I welcome tho Bill because, it is the first measure that has been brought into this House, to which, apparently, no means test is attached. It does not involve the application of a means test, but I should like to know whether, say, a widow, who has been gaining benefits under the Widows and Orphans' Pensions Act, will lose under this Bill. If she has been getting, let us say, 2/6 a week already under that Act, will she lose anything under this Bill?

Not at all.

Mr. Byrne

Will they charge this against what she has been receiving?

No. That is specifically provided for in the Bill, and I suggest that the Deputy should read the Bill.

Mr. Byrne

I have read it, and I did not see it stated there.

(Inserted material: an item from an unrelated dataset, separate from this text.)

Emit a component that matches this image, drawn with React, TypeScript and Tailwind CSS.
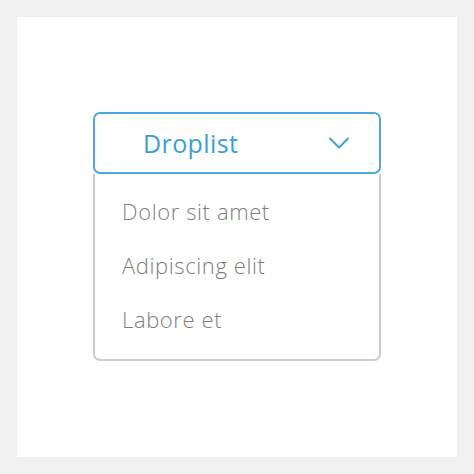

It does say so. It is specifically provided for in the Bill.

Mr. Byrne

It is provided for in the Bill?

Mr. Byrne

Well, I am glad to know that that is so, and that a widow or orphan will not be deprived of even one sixpence under this measure. I have already made reference to the fact that all people will have to pay this increased taxation, but I welcome the Bill as a step forward. Mind you, I am not complaining. I am not asking you to give with both hands, or demanding that you should provide reforms for our people, and then objecting to certain forms of taxation. that may be necessary in order to implement these reforms.

I move the adjournment of the debate.

Debate adjourned.
The Dáil adjourned at 9 p.m. until 3 p.m., on Wednesday, 24th November.